Like the English Wikipedia with its “Featured articles“, the German one also has its “Artikel des Tages” on its start page – each day a different one. I love these, you learn a lot about the world with just looking (and reading if you’re interested of course).

And today’s featured article, or “Artikel des Tages” on the German Wikipedia is about BSD, the so-called “Berkeley Software Distribution” (I’ll link to the German pages here, for English just click inside of Wikipedia if you like).

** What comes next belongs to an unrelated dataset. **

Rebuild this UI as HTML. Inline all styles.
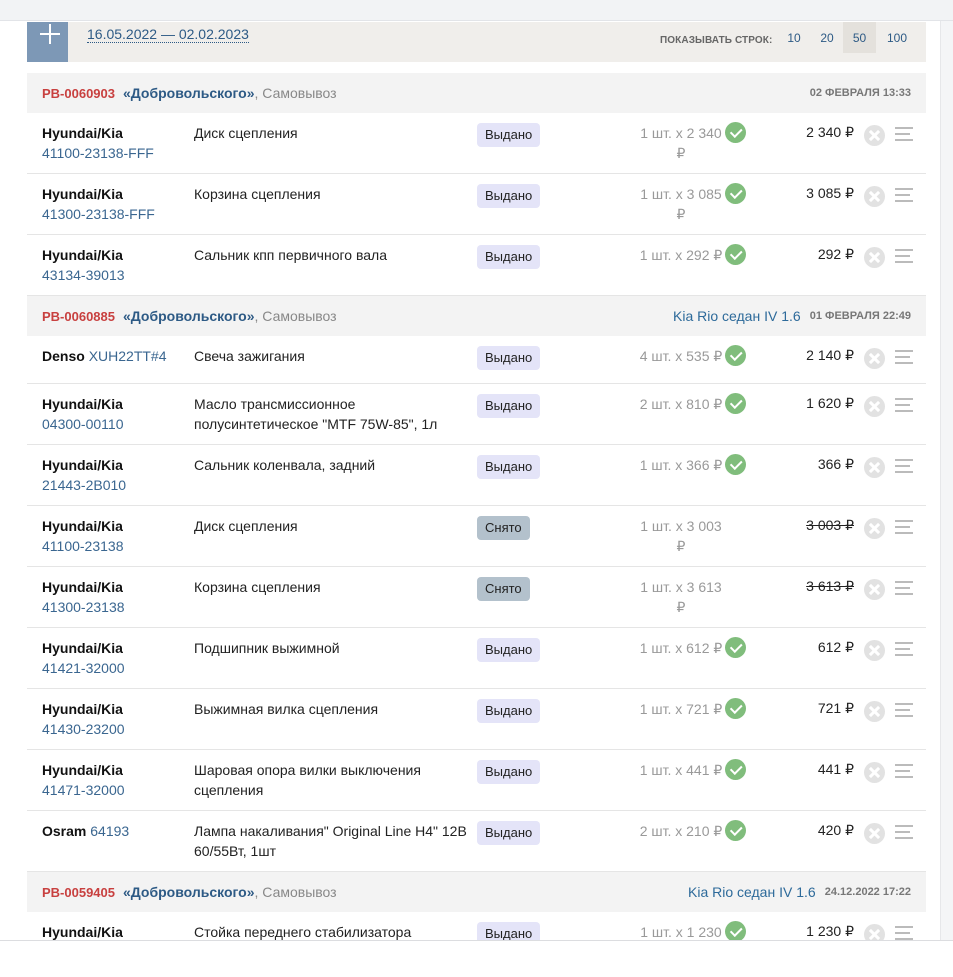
<!DOCTYPE html>
<html><head><meta charset="utf-8"><style>
*{margin:0;padding:0;box-sizing:border-box}
body{width:953px;height:977px;overflow:hidden;background:#fff;font-family:"Liberation Sans",Arial,sans-serif;font-size:14px;color:#222;position:relative}
.topbar{position:absolute;left:0;top:0;width:953px;height:21px;background:#f2f3f5;border-bottom:1px solid #e2e4e8}
.rside{position:absolute;left:940px;top:21px;width:13px;height:920px;background:#f4f5f7;border-left:1px solid #e6e7ea}
.bottom{position:absolute;left:0;top:940px;width:953px;height:37px;background:#fff;border-top:1px solid #dcdde0;z-index:5}
.filter{position:absolute;left:27px;top:22px;width:899px;height:40px;background:#f0eeeb}
.plus{position:absolute;left:0;top:0;width:41px;height:40px;background:#7d98b6}
.plus:before{content:"";position:absolute;left:13px;top:11px;width:20px;height:2px;background:#fff}
.plus:after{content:"";position:absolute;left:22px;top:2px;width:2px;height:20px;background:#fff}
.date{position:absolute;left:60px;top:4px;color:#2d5a85;font-size:14px;border-bottom:1px dotted #2d5a85;line-height:16px}
.show{position:absolute;left:633px;top:13px;font-size:10px;color:#666;font-weight:bold;letter-spacing:.1px}
.pg{position:absolute;top:0;height:31px;line-height:33px;font-size:12px;color:#2d5a85;text-align:center}
.hdr{position:absolute;left:27px;width:899px;height:40px;background:#f3f3f3}
.hdr .num{position:absolute;left:15px;top:13px;color:#c8403f;font-weight:bold;font-size:13px}
.hdr .st{position:absolute;left:96px;top:12px;color:#888;font-size:14px}
.hdr .st b{color:#2d5a85}
.hdr .dt{position:absolute;right:15px;top:14px;font-size:11px;font-weight:bold;color:#777}
.hdr .car{position:absolute;top:12px;color:#2d6a9a;font-size:14px}
.row{position:absolute;left:27px;width:899px;border-bottom:1px solid #e5e5e5}
.br{position:absolute;left:15px;top:10px;line-height:20px;width:150px}
.br b{color:#111}
.br span{color:#3a6690}
.ds{position:absolute;left:167px;top:10px;width:285px;line-height:20px;color:#222}
.bd{position:absolute;left:450px;top:10px;height:24px;line-height:24px;padding:0 8px;border-radius:4px;background:#e4e4f8;font-size:13px;color:#222}
.bd.sn{background:#b3c1cc}
.qt{position:absolute;left:609px;top:10px;width:90px;text-align:center;color:#999;line-height:20px}
.ok{position:absolute;left:698px;top:9px;width:21px;height:21px;border-radius:50%;background:#80bd7c}
.ok:after{content:"";position:absolute;left:5px;top:4px;width:9px;height:5px;border-left:2.5px solid #fff;border-bottom:2.5px solid #fff;transform:rotate(-45deg) translate(-1px,2px)}
.pr{position:absolute;right:72px;top:9px;line-height:20px;color:#222;white-space:nowrap}
.pr.s{text-decoration:line-through}
.x{position:absolute;left:837px;top:12px;width:21px;height:21px;border-radius:50%;background:#e2e2e2}
.x:before,.x:after{content:"";position:absolute;left:4px;top:9px;width:13px;height:3px;background:#fff;transform:rotate(45deg)}
.x:after{transform:rotate(-45deg)}
.m{position:absolute;left:868px;top:14px;width:18px;height:14px}
.m i{position:absolute;left:0;height:2px;background:#bbb;width:18px}
</style></head><body>
<div class="topbar"></div>
<div class="rside"></div>
<div class="filter"><div class="plus"></div><div class="date">16.05.2022 — 02.02.2023</div>
<div class="show">ПОКАЗЫВАТЬ СТРОК:</div>
<div class="pg" style="left:755px;width:24px">10</div>
<div class="pg" style="left:787px;width:26px">20</div>
<div class="pg" style="left:816px;width:33px;background:#e4e1dc;height:31px">50</div>
<div class="pg" style="left:854px;width:32px">100</div>
</div>

<div class="hdr" style="top:73px"><div class="num">РВ-0060903</div><div class="st"><b>«Добровольского»</b>, Самовывоз</div><div class="dt">02 ФЕВРАЛЯ 13:33</div></div>

<div class="row" style="top:113px;height:61px"><div class="br"><b>Hyundai/Kia</b><br><span>41100-23138-FFF</span></div><div class="ds">Диск сцепления</div><div class="bd">Выдано</div><div class="qt">1 шт. x 2 340<br>₽</div><div class="ok"></div><div class="pr">2 340 ₽</div><div class="x"></div><div class="m"><i style="top:0"></i><i style="top:6px;width:15px"></i><i style="top:12px"></i></div></div>
<div class="row" style="top:174px;height:61px"><div class="br"><b>Hyundai/Kia</b><br><span>41300-23138-FFF</span></div><div class="ds">Корзина сцепления</div><div class="bd">Выдано</div><div class="qt">1 шт. x 3 085<br>₽</div><div class="ok"></div><div class="pr">3 085 ₽</div><div class="x"></div><div class="m"><i style="top:0"></i><i style="top:6px;width:15px"></i><i style="top:12px"></i></div></div>
<div class="row" style="top:235px;height:61px"><div class="br"><b>Hyundai/Kia</b><br><span>43134-39013</span></div><div class="ds">Сальник кпп первичного вала</div><div class="bd">Выдано</div><div class="qt">1 шт. x 292 ₽</div><div class="ok"></div><div class="pr">292 ₽</div><div class="x"></div><div class="m"><i style="top:0"></i><i style="top:6px;width:15px"></i><i style="top:12px"></i></div></div>

<div class="hdr" style="top:296px"><div class="num">РВ-0060885</div><div class="st"><b>«Добровольского»</b>, Самовывоз</div><div class="car" style="left:646px">Kia Rio седан IV 1.6</div><div class="dt">01 ФЕВРАЛЯ 22:49</div></div>

<div class="row" style="top:336px;height:48px"><div class="br"><b>Denso</b> <span>XUH22TT#4</span></div><div class="ds">Свеча зажигания</div><div class="bd">Выдано</div><div class="qt">4 шт. x 535 ₽</div><div class="ok"></div><div class="pr">2 140 ₽</div><div class="x"></div><div class="m"><i style="top:0"></i><i style="top:6px;width:15px"></i><i style="top:12px"></i></div></div>
<div class="row" style="top:384px;height:61px"><div class="br"><b>Hyundai/Kia</b><br><span>04300-00110</span></div><div class="ds">Масло трансмиссионное полусинтетическое "MTF 75W-85", 1л</div><div class="bd">Выдано</div><div class="qt">2 шт. x 810 ₽</div><div class="ok"></div><div class="pr">1 620 ₽</div><div class="x"></div><div class="m"><i style="top:0"></i><i style="top:6px;width:15px"></i><i style="top:12px"></i></div></div>
<div class="row" style="top:445px;height:61px"><div class="br"><b>Hyundai/Kia</b><br><span>21443-2B010</span></div><div class="ds">Сальник коленвала, задний</div><div class="bd">Выдано</div><div class="qt">1 шт. x 366 ₽</div><div class="ok"></div><div class="pr">366 ₽</div><div class="x"></div><div class="m"><i style="top:0"></i><i style="top:6px;width:15px"></i><i style="top:12px"></i></div></div>
<div class="row" style="top:506px;height:61px"><div class="br"><b>Hyundai/Kia</b><br><span>41100-23138</span></div><div class="ds">Диск сцепления</div><div class="bd sn">Снято</div><div class="qt">1 шт. x 3 003<br>₽</div><div class="pr s">3 003 ₽</div><div class="x"></div><div class="m"><i style="top:0"></i><i style="top:6px;width:15px"></i><i style="top:12px"></i></div></div>
<div class="row" style="top:567px;height:61px"><div class="br"><b>Hyundai/Kia</b><br><span>41300-23138</span></div><div class="ds">Корзина сцепления</div><div class="bd sn">Снято</div><div class="qt">1 шт. x 3 613<br>₽</div><div class="pr s">3 613 ₽</div><div class="x"></div><div class="m"><i style="top:0"></i><i style="top:6px;width:15px"></i><i style="top:12px"></i></div></div>
<div class="row" style="top:628px;height:61px"><div class="br"><b>Hyundai/Kia</b><br><span>41421-32000</span></div><div class="ds">Подшипник выжимной</div><div class="bd">Выдано</div><div class="qt">1 шт. x 612 ₽</div><div class="ok"></div><div class="pr">612 ₽</div><div class="x"></div><div class="m"><i style="top:0"></i><i style="top:6px;width:15px"></i><i style="top:12px"></i></div></div>
<div class="row" style="top:689px;height:61px"><div class="br"><b>Hyundai/Kia</b><br><span>41430-23200</span></div><div class="ds">Выжимная вилка сцепления</div><div class="bd">Выдано</div><div class="qt">1 шт. x 721 ₽</div><div class="ok"></div><div class="pr">721 ₽</div><div class="x"></div><div class="m"><i style="top:0"></i><i style="top:6px;width:15px"></i><i style="top:12px"></i></div></div>
<div class="row" style="top:750px;height:61px"><div class="br"><b>Hyundai/Kia</b><br><span>41471-32000</span></div><div class="ds">Шаровая опора вилки выключения сцепления</div><div class="bd">Выдано</div><div class="qt">1 шт. x 441 ₽</div><div class="ok"></div><div class="pr">441 ₽</div><div class="x"></div><div class="m"><i style="top:0"></i><i style="top:6px;width:15px"></i><i style="top:12px"></i></div></div>
<div class="row" style="top:811px;height:61px"><div class="br"><b>Osram</b> <span>64193</span></div><div class="ds">Лампа накаливания" Original Line H4" 12В 60/55Вт, 1шт</div><div class="bd">Выдано</div><div class="qt">2 шт. x 210 ₽</div><div class="ok"></div><div class="pr">420 ₽</div><div class="x"></div><div class="m"><i style="top:0"></i><i style="top:6px;width:15px"></i><i style="top:12px"></i></div></div>

<div class="hdr" style="top:872px"><div class="num">РВ-0059405</div><div class="st"><b>«Добровольского»</b>, Самовывоз</div><div class="car" style="left:661px">Kia Rio седан IV 1.6</div><div class="dt">24.12.2022 17:22</div></div>
<div class="row" style="top:912px;height:61px"><div class="br"><b>Hyundai/Kia</b><br><span></span></div><div class="ds">Стойка переднего стабилизатора</div><div class="bd">Выдано</div><div class="qt">1 шт. x 1 230</div><div class="ok"></div><div class="pr">1 230 ₽</div><div class="x"></div><div class="m"><i style="top:0"></i><i style="top:6px;width:15px"></i><i style="top:12px"></i></div></div>

<div class="bottom"></div>
</body></html>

BSD and its kernel are one of the two mainline free Unix kernels, the other one was/is System V. Both are monolithic, and both stem from the AT&T (later also Bell) labs. BSD was/is used in early and recent operating system versions from Apple, but after Steve Jobs left the company, he founded another one called “NeXT“, and used a microkernel called Mach which was developed at the Carnegie Mellon University (CMU) for his operating system NeXTStep. When Apple bought NeXT in 1996, part of the deal was that Steve Jobs should come back and become Apple’s CEO. What they developed then was/is known as macOS, and that’s today’s commercially most successful Unix variant for personal computers (actual version is “macOS Catalina“). And even iPhones and iPads (did I write that correctly?) are based on this architecture, tho the end user doesn’t see much of that.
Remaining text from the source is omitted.